BUYING & SELLING HOUSES  

The Lifetime ISA and First Time Buyers

The Government’s recently revealed Lifetime ISA (LISA) will be available for savers from 6th April 2017.The LISA allows the ISA holder to save up to £4,000 each year and receive a government bonus of 25%. All or some of the funds can be used to buy a first home or, alternatively, some or all of the funds can be kept until retirement age when any bonus received can be used to uplift retirement savings.

Unlike the Help to Buy ISA, the LISA has an upper and lower age limit for eligibility to open an account. An individual may only open an account between the ages of 18 and 40 and any savings lodged before the age of 50 will receive an added 25% bonus from the Government. On reaching that age no further contributions can be made. On reaching the age of 60 savings and associated bonus can be withdrawn tax free. Any attempt to withdraw the funds for a purpose other than to purchase a first property or in the event of severe ill health will attract an exit penalty resulting in the loss of the Government bonus, any interest accrued and a 5% charge will also be imposed.

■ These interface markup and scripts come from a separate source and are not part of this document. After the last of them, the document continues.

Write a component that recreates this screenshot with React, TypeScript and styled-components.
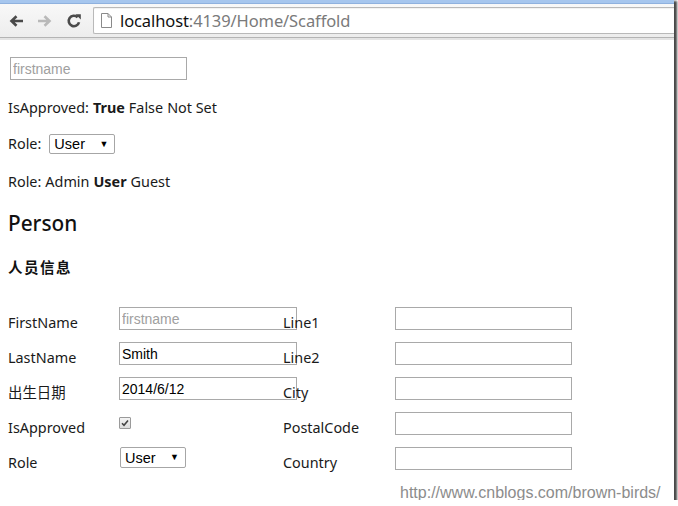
import React from "react";
import styled, { createGlobalStyle } from "styled-components";

const Global = createGlobalStyle`
  html, body { margin: 0; padding: 0; background: #fff; }
  body { font-family: "Noto Sans", "Noto Sans CJK SC", sans-serif; }
`;

const Window = styled.div`
  position: relative;
  width: 674px;
  height: 500px;
  display: flex;
  flex-direction: column;
  background: #fff;
  overflow: hidden;
  box-shadow: 2px 2px 2px 1px rgba(40, 40, 40, 0.85);
`;

const TabStrip = styled.div`
  height: 3px;
  background: #a6c6ee;
  border-bottom: 1px solid #8fb1de;
`;

const Toolbar = styled.div`
  height: 33px;
  display: flex;
  align-items: center;
  padding-left: 8px;
  background: linear-gradient(#f8f8f8, #ededed);
  border-bottom: 1px solid #b4b4b4;
`;

const NavGroup = styled.div`
  display: flex;
  align-items: center;
  gap: 13px;
`;

const NavIcon = styled.svg`
  width: 16px;
  height: 16px;
  display: block;
`;

const Address = styled.div`
  margin-left: 11px;
  flex: 1;
  height: 25px;
  display: flex;
  align-items: center;
  gap: 8px;
  padding-left: 7px;
  background: #fff;
  border: 1px solid #b9b9b9;
  border-right: none;
  border-radius: 2px 0 0 2px;
  box-shadow: inset 0 1px 1px rgba(0, 0, 0, 0.06);
`;

const Url = styled.span`
  font-family: "Noto Sans", sans-serif;
  font-size: 16.5px;
  color: #111;
  letter-spacing: -0.1px;
`;

const UrlRest = styled.span`
  color: #7a7a7a;
`;

const ToolbarShade = styled.div`
  height: 2px;
  background: #e4e4e4;
`;

const Page = styled.div`
  flex: 1;
  padding: 0 8px;
  color: #1a1a1a;
  font-size: 14.4px;
`;

const Block = styled.div<{ $mt: number }>`
  margin-top: ${(p) => p.$mt}px;
  line-height: 20px;
  height: 20px;
  display: flex;
  align-items: center;
`;

const TextBox = styled.input<{ $w?: number }>`
  box-sizing: border-box;
  width: ${(p) => p.$w ?? 178}px;
  height: 23px;
  margin: 0;
  padding: 0 2px;
  border: 1px solid #a9a9a9;
  border-radius: 0;
  font-family: "Liberation Sans", Arial, sans-serif;
  font-size: 14px;
  color: #000;
  background: #fff;
  outline: none;
  &::placeholder {
    color: #a0a0a0;
  }
`;

const TopInputRow = styled.div`
  margin-top: 17px;
  padding-left: 2px;
  height: 23px;
`;

const Bold = styled.b`
  font-weight: 700;
`;

const Gap = styled.span`
  display: inline-block;
  width: 4px;
`;

const SelectBox = styled.span<{ $h: number }>`
  box-sizing: border-box;
  display: inline-flex;
  align-items: center;
  justify-content: space-between;
  width: 66px;
  height: ${(p) => p.$h}px;
  padding: 0 6px 0 4px;
  border: 1px solid #a6a6a6;
  border-radius: 2px;
  background: #fff;
  font-family: "Liberation Sans", Arial, sans-serif;
  font-size: 14.5px;
  color: #000;
`;

const Arrow = styled.span`
  font-size: 9px;
  line-height: 1;
`;

const Heading = styled.h2`
  margin: 17px 0 0;
  font-size: 20.8px;
  font-weight: 500;
  line-height: 28px;
  color: #111;
`;

const SubHeading = styled.h4`
  margin: 20px 0 0;
  font-size: 14.5px;
  font-weight: 700;
  line-height: 20px;
  letter-spacing: 1.5px;
  color: #111;
`;

const FormGrid = styled.div`
  margin-top: 28px;
  display: grid;
  grid-template-columns: 111px 164px 112px 180px;
  grid-auto-rows: 35px;
`;

const Label = styled.div`
  padding-top: 8px;
  line-height: 20px;
  white-space: nowrap;
  position: relative;
  z-index: 1;
`;

const Field = styled.div<{ $mt?: number }>`
  padding-top: ${(p) => p.$mt ?? 2}px;
`;

const CheckBox = styled.span`
  box-sizing: border-box;
  display: flex;
  align-items: center;
  justify-content: center;
  width: 12px;
  height: 12px;
  border: 1px solid #9a9a9a;
  border-radius: 1px;
  background: linear-gradient(#f4f4f4, #dcdcdc);
`;

const Watermark = styled.div`
  position: absolute;
  left: 400px;
  top: 484px;
  font-family: "Liberation Sans", Arial, sans-serif;
  font-size: 16px;
  color: #8c8c8c;
  white-space: nowrap;
`;

const BackIcon = () => (
  <NavIcon viewBox="0 0 16 16">
    <path d="M15 8H4M8.5 3.2L3.5 8l5 4.8" fill="none" stroke="#4a4a4a" strokeWidth="2.6" />
  </NavIcon>
);

const ForwardIcon = () => (
  <NavIcon viewBox="0 0 16 16">
    <path d="M1 8h11M7.5 3.2l5 4.8-5 4.8" fill="none" stroke="#b9b9b9" strokeWidth="2.6" />
  </NavIcon>
);

const ReloadIcon = () => (
  <NavIcon viewBox="0 0 16 16">
    <path d="M13 9.2A5.2 5.2 0 1 1 11.6 4.3" fill="none" stroke="#4a4a4a" strokeWidth="2.6" />
    <path d="M9.4 1.2h5.4v5.4z" fill="#4a4a4a" />
  </NavIcon>
);

const PageIcon = () => (
  <svg width="11" height="15" viewBox="0 0 11 15" style={{ display: "block" }}>
    <path d="M0.5 0.5h6.5l3.5 3.5v10.5h-10z M7 0.5v3.5h3.5" fill="#fff" stroke="#8a8a8a" strokeWidth="1" />
  </svg>
);

const CheckMark = () => (
  <svg width="8" height="8" viewBox="0 0 8 8">
    <path d="M1 4.2l2 2L7 1.4" fill="none" stroke="#444" strokeWidth="1.6" />
  </svg>
);

const Select = ({ h }: { h: number }) => (
  <SelectBox $h={h}>
    User<Arrow>▼</Arrow>
  </SelectBox>
);

const SelectCell = styled.span`
  display: block;
  padding-left: 1px;
`;

const rows = [
  { l: "FirstName", field: <TextBox placeholder="firstname" />, r: "Line1" },
  { l: "LastName", field: <TextBox defaultValue="Smith" />, r: "Line2" },
  { l: "出生日期", field: <TextBox defaultValue="2014/6/12" />, r: "City" },
  {
    l: "IsApproved",
    field: (
      <CheckBox>
        <CheckMark />
      </CheckBox>
    ),
    mt: 7,
    r: "PostalCode",
  },
  {
    l: "Role",
    field: (
      <SelectCell>
        <Select h={21} />
      </SelectCell>
    ),
    r: "Country",
  },
];

export default function App() {
  return (
    <>
      <Global />
      <Window>
        <TabStrip />
        <Toolbar>
          <NavGroup>
            <BackIcon />
            <ForwardIcon />
            <ReloadIcon />
          </NavGroup>
          <Address>
            <PageIcon />
            <Url>
              localhost<UrlRest>:4139/Home/Scaffold</UrlRest>
            </Url>
          </Address>
        </Toolbar>
        <ToolbarShade />
        <Page>
          <TopInputRow>
            <TextBox $w={177} placeholder="firstname" />
          </TopInputRow>
          <Block $mt={18}>
            IsApproved:<Gap />
            <Bold>True</Bold>
            <Gap />False<Gap />Not Set
          </Block>
          <Block $mt={16}>
            Role:<Gap />
            <Gap />
            <Select h={20} />
          </Block>
          <Block $mt={18}>
            Role:<Gap />Admin<Gap />
            <Bold>User</Bold>
            <Gap />Guest
          </Block>
          <Heading>Person</Heading>
          <SubHeading>人员信息</SubHeading>
          <FormGrid>
            {rows.map((r) => (
              <React.Fragment key={r.l}>
                <Label>{r.l}</Label>
                <Field $mt={r.mt}>{r.field}</Field>
                <Label>{r.r}</Label>
                <Field>
                  <TextBox $w={177} />
                </Field>
              </React.Fragment>
            ))}
          </FormGrid>
        </Page>
        <Watermark>http://www.cnblogs.com/brown-birds/</Watermark>
      </Window>
    </>
  );
}
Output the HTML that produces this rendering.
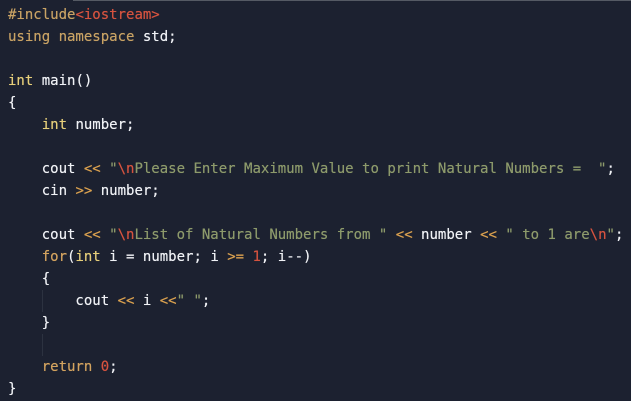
<!DOCTYPE html>
<html><head><meta charset="utf-8"><style>
html,body{margin:0;padding:0;background:#1c2130;width:631px;height:401px;overflow:hidden}
.top{position:absolute;left:73px;top:0;right:0;height:1px;background:#555a64}
pre{position:absolute;left:8px;top:4px;margin:0;font-family:"DejaVu Sans Mono","Liberation Mono",monospace;font-size:14px;line-height:22px;color:#f0f2f6;text-shadow:0 0 0.4px currentColor}
.k{color:#d3a35f}.y{color:#e6cf7a}.r{color:#d5533f}.s{color:#8d9a6b}.o{color:#d9a04f}.p{color:#c8a264}
.g{position:absolute;width:1px;background:#2c3240}
</style></head><body>
<div class="top"></div>
<div class="g" style="left:42px;top:290px;height:22px"></div>
<div class="g" style="left:42px;top:334px;height:22px"></div>
<pre><span class="p">#include</span><span class="r">&lt;iostream&gt;</span>
<span class="p">using namespace</span> std;

<span class="y">int</span> main()
{
    <span class="y">int</span> number;

    cout <span class="o">&lt;&lt;</span> <span class="s">"<span class="r">\n</span>Please Enter Maximum Value to print Natural Numbers =  "</span>;
    cin <span class="o">&gt;&gt;</span> number;

    cout <span class="o">&lt;&lt;</span> <span class="s">"<span class="r">\n</span>List of Natural Numbers from "</span> <span class="o">&lt;&lt;</span> number <span class="o">&lt;&lt;</span> <span class="s">" to 1 are<span class="r">\n</span>"</span>;
    <span class="k">for</span>(<span class="y">int</span> i = number; i <span class="o">&gt;=</span> <span class="r">1</span>; i--)
    {
        cout <span class="o">&lt;&lt;</span> i <span class="o">&lt;&lt;</span><span class="s">" "</span>;
    }

    <span class="k">return</span> <span class="r">0</span>;
}</pre>
</body></html>
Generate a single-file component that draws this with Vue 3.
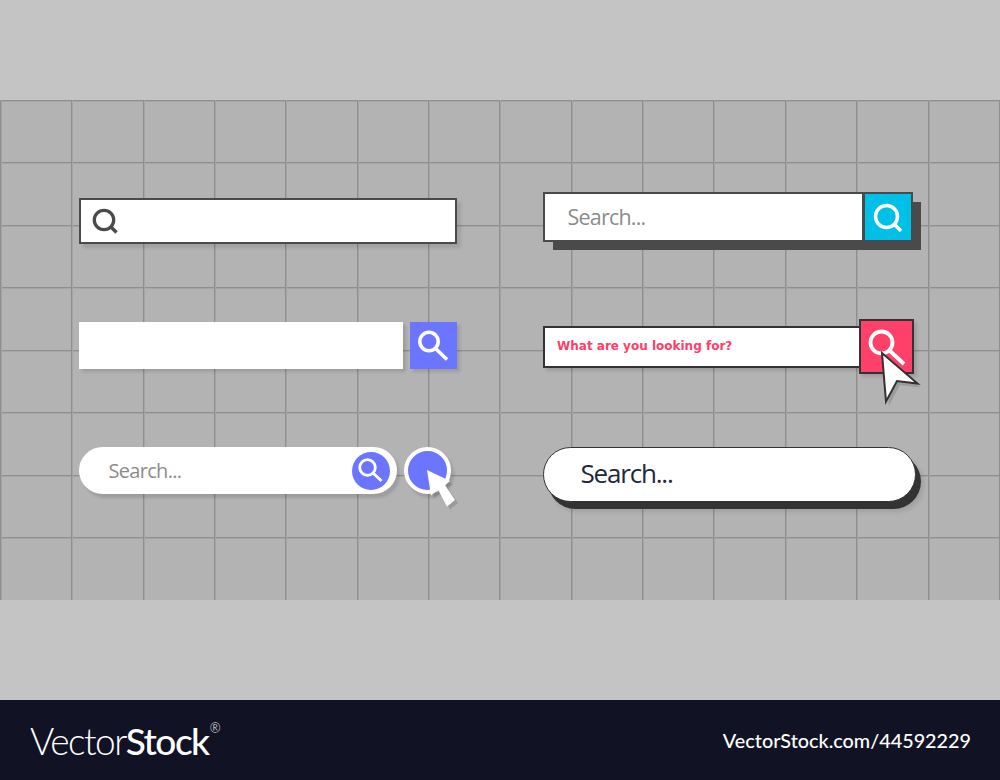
<script setup>
const gridNote = 'search bars'
</script>

<template>
  <div class="page" :data-note="gridNote">
    <div class="band"></div>
    <main class="board">
      <div class="bar-outline">
        <svg class="lens-dark" width="28" height="28" viewBox="0 0 28 28">
          <circle cx="12" cy="12" r="9.7" fill="none" stroke="#4a4a4a" stroke-width="3.3" />
          <path d="M19 19l5.500 5.500" stroke="#4a4a4a" stroke-width="3.300" fill="none" />
        </svg>
      </div>

      <div class="bar-shadowed">
        <div class="field-grey">Search...</div>
        <div class="btn-cyan">
          <svg width="30" height="30" viewBox="0 0 30 30">
            <circle cx="13.500" cy="13.500" r="11" fill="none" stroke="#fff" stroke-width="3.500" />
            <path d="M21.500 21.500l6.500 6.500" stroke="#fff" stroke-width="3.500" fill="none" />
          </svg>
        </div>
      </div>

      <div class="bar-split">
        <div class="field-plain"></div>
        <div class="btn-blue">
          <svg width="32" height="32" viewBox="0 0 32 32">
            <circle cx="12" cy="11.500" r="9.200" fill="none" stroke="#fff" stroke-width="3.500" />
            <path d="M18.500 18.500l11.500 11" stroke="#fff" stroke-width="3.600" fill="none" />
          </svg>
        </div>
      </div>

      <div class="bar-question">
        <div class="field-question">What are you looking for?</div>
        <div class="btn-pink">
          <svg width="38" height="38" viewBox="0 0 38 38">
            <circle cx="13.500" cy="13.500" r="11" fill="none" stroke="#fff" stroke-width="3.800" />
            <path d="M21.500 21.500l14.500 13.500" stroke="#fff" stroke-width="3.800" fill="none" />
          </svg>
        </div>
        <svg class="cursor-pink" width="46" height="58" viewBox="0 0 46 58">
          <path d="M4 3l35.500 30.500-20.500-2.500-11 20.500z" fill="#000" opacity=".13" transform="translate(3 4)" />
          <path d="M4 3l35.500 30.500-20.500-2.500-11 20.500z" fill="#fff" stroke="#333" stroke-width="2" />
        </svg>
      </div>

      <div class="bar-pill-row">
        <div class="pill">
          <span class="pill-text">Search...</span>
          <div class="pill-btn">
            <svg width="30" height="30" viewBox="0 0 30 30">
              <circle cx="11.500" cy="11.500" r="7.800" fill="none" stroke="#fff" stroke-width="2.800" />
              <path d="M17 17l8.500 8" stroke="#fff" stroke-width="3" fill="none" />
            </svg>
          </div>
        </div>
        <div class="round-btn">
          <svg class="cursor-white" width="34" height="42" viewBox="0 0 34 42">
            <path d="M3 2l23 11-5 4 10 15-8 6.500-9-17-7 6z" fill="#000" opacity=".13" transform="translate(3 3)" />
            <path d="M3 2l23 11-5 4 10 15-8 6.500-9-17-7 6z" fill="#fff" />
          </svg>
        </div>
      </div>

      <div class="pill-dark">Search...</div>
    </main>
    <div class="band"></div>
    <footer class="footer">
      <div class="logo"><span class="logo-light">Vector</span><span class="logo-bold">Stock</span><sup class="logo-reg">®</sup></div>
      <div class="ref">VectorStock.com/44592229</div>
    </footer>
  </div>
</template>

<style>
html, body { margin: 0; background: #c4c4c4; }
</style>

<style scoped>
.page {
  width: 1000px;
  height: 780px;
  display: flex;
  flex-direction: column;
  overflow: hidden;
  font-family: "Open Sans", "Liberation Sans", sans-serif;
}
.band { height: 100px; background: #c4c4c4; flex: none; }
.board {
  flex: none;
  box-sizing: border-box;
  height: 500px;
  padding: 92px 0 0 79px;
  display: grid;
  grid-template-columns: 378px 378px;
  grid-template-rows: 127px 128px auto;
  column-gap: 86px;
  align-items: start;
  background-color: #b3b3b3;
  background-image:
    repeating-linear-gradient(90deg, #8e8e8e 0 1px, #a4a4a4 1px 2px, transparent 2px 71.35px),
    repeating-linear-gradient(180deg, #8e8e8e 0 1px, #a6a6a6 1px 2px, transparent 2px 62.45px);
}
.bar-outline {
  box-sizing: border-box;
  height: 46px;
  margin-top: 6px;
  border: 2.500px solid #4a4a4a;
  background: #fff;
  box-shadow: 4px 4px 3px rgba(0, 0, 0, 0.1);
  display: flex;
  align-items: center;
  padding-left: 10.500px;
}
.lens-dark { display: block; margin-top: 2px; }

.bar-shadowed {
  box-sizing: border-box;
  width: 370px;
  height: 50px;
  display: flex;
  border: 2.500px solid #4a4a4a;
  background: #4a4a4a;
  box-shadow: 9px 9px 0 -1px #4a4a4a;
}
.field-grey {
  flex: 1;
  background: #fff;
  color: #8c8c8c;
  font-size: 21.500px;
  line-height: 46px;
  padding-left: 22.500px;
  letter-spacing: -0.8px;
}
.btn-cyan {
  width: 46.500px;
  margin-left: 2.500px;
  background: #00c0e8;
  display: flex;
  align-items: center;
  justify-content: center;
  padding-top: 2px;
  box-sizing: border-box;
}

.bar-split {
  margin-top: 3px;
  height: 47px;
  display: flex;
  gap: 7px;
}
.field-plain {
  width: 324px;
  background: #fff;
  box-shadow: 3px 3px 3px rgba(0, 0, 0, 0.12);
}
.btn-blue {
  width: 47.500px;
  background: #6c75ff;
  box-shadow: 3px 3px 3px rgba(0, 0, 0, 0.12);
  display: flex;
  align-items: center;
  justify-content: center;
}

.bar-question {
  position: relative;
  width: 370.500px;
  height: 55px;
  display: flex;
  align-items: center;
}
.field-question {
  box-sizing: border-box;
  width: 318px;
  height: 42px;
  border: 2px solid #333;
  background: #fff;
  box-shadow: 3px 3px 3px rgba(0, 0, 0, 0.12);
  color: #ff3d68;
  font-family: "DejaVu Sans", sans-serif;
  font-weight: 700;
  font-size: 12px;
  line-height: 37px;
  padding-left: 12px;
}
.btn-pink {
  box-sizing: border-box;
  width: 54.500px;
  height: 55px;
  margin-left: -2px;
  border: 2.500px solid #333;
  background: #ff4169;
  box-shadow: 3px 3px 3px rgba(0, 0, 0, 0.12);
  display: flex;
  padding: 8px 0 0 7px;
}
.cursor-pink {
  position: absolute;
  left: 335px;
  top: 31px;
}

.bar-pill-row {
  display: flex;
  align-items: center;
  gap: 7px;
}
.pill {
  box-sizing: border-box;
  width: 318px;
  height: 46.500px;
  border-radius: 24px;
  background: #fff;
  box-shadow: 3px 4px 3px rgba(0, 0, 0, 0.12);
  display: flex;
  align-items: center;
  justify-content: space-between;
  padding: 0 6.700px 0 29.500px;
}
.pill-text {
  color: #8c8c8c;
  font-size: 20px;
  letter-spacing: -0.7px;
  margin-top: -1px;
}
.pill-btn {
  width: 38px;
  height: 38px;
  border-radius: 50%;
  background: #6c75ff;
  display: flex;
  align-items: center;
  justify-content: center;
}
.round-btn {
  position: relative;
  box-sizing: border-box;
  width: 47px;
  height: 47px;
  border: 4px solid #fff;
  border-radius: 50%;
  background: #6c75ff;
  box-shadow: 3px 4px 3px rgba(0, 0, 0, 0.12);
}
.cursor-white {
  position: absolute;
  left: 16px;
  top: 17px;
}

.pill-dark {
  box-sizing: border-box;
  width: 373px;
  height: 55px;
  border: 1.500px solid #333;
  border-radius: 28px;
  background: #fff;
  box-shadow: 5px 7px 0 #333, 8px 10px 4px rgba(0, 0, 0, 0.1);
  color: #1d2a3d;
  font-size: 26px;
  line-height: 50px;
  padding-left: 36.500px;
  letter-spacing: -1.200px;
}

.footer {
  flex: 1;
  background: #111325;
  color: #fff;
  display: flex;
  align-items: center;
  justify-content: space-between;
  padding: 0 29px 0 30px;
  font-family: Lato, "Open Sans", sans-serif;
}
.logo { font-size: 37px; letter-spacing: -1.500px; line-height: 1; display: flex; align-items: flex-start; }
.logo-light { font-weight: 300; }
.logo-bold { font-weight: 500; }
.logo-reg { font-size: 13px; letter-spacing: 0; font-weight: 300; margin: 0 0 0 1px; line-height: 1; }
.ref { font-size: 19.800px; font-weight: 500; }
</style>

Both ISAs pay a 25% bonus to first time buyers however both have their own individual features. The LISA pays a bonus at the end of each year and annual compound interest may be earned on this, however the Help to Buy ISA bonus will only be released on completion of the purchase of a property. Furthermore the maximum bonus for a LISA is £32,000.00 whereas for the Help to Buy ISA it is £3,000.00 (subject to the maximum savings limits across all ISA accounts for that tax year).There are other advantages to the LISA. Unlike the Help to Buy ISA the LISA allows for more flexible contributions. There is no maximum monthly contribution, subject to a maximum annual saving of £4,000.00, allowing savings of up to £1,600.00 more than the Help to Buy ISA which only allows monthly savings of up to £200.00 and therefore an annual maximum of £2,400.00 ( Plus an opening lodgement of £1,200.00). The savings and the bonus from the LISA can contribute to a deposit on a first home worth up to £450,000.00 nationwide compared to the Help to Buy ISA which has a cap of £250,000.00 nationwide with the exception of London (£450,000.00).

The most noteworthy feature of the LISA is that it will be possible to put any bonus towards a contractual deposit. The Help to Buy ISA was heavily criticised in August 2016 by the media as it was reported that the bonus could not be used towards a contractual deposit.

Those savers who already have a Help to Buy ISA may transfer those savings into a LISA in 2017 or, alternatively may continue saving into both, although it will only be possible to use the bonus from one to buy a first property. Only savings accrued in the Help to Buy ISA before 6th April 2017 can be transferred without penalty to the LISA (This will otherwise use up your tax free allowance). These savings must be transferred to the LISA before 5th April 2018. Anyone considering purchasing a first property before 5th April 2018 should be aware that the Help to Buy ISA is the only route available which attracts the Government bonus. The Lifetime ISA must be open for 12 months before a withdrawal for the purposes of a property purchase can be permitted.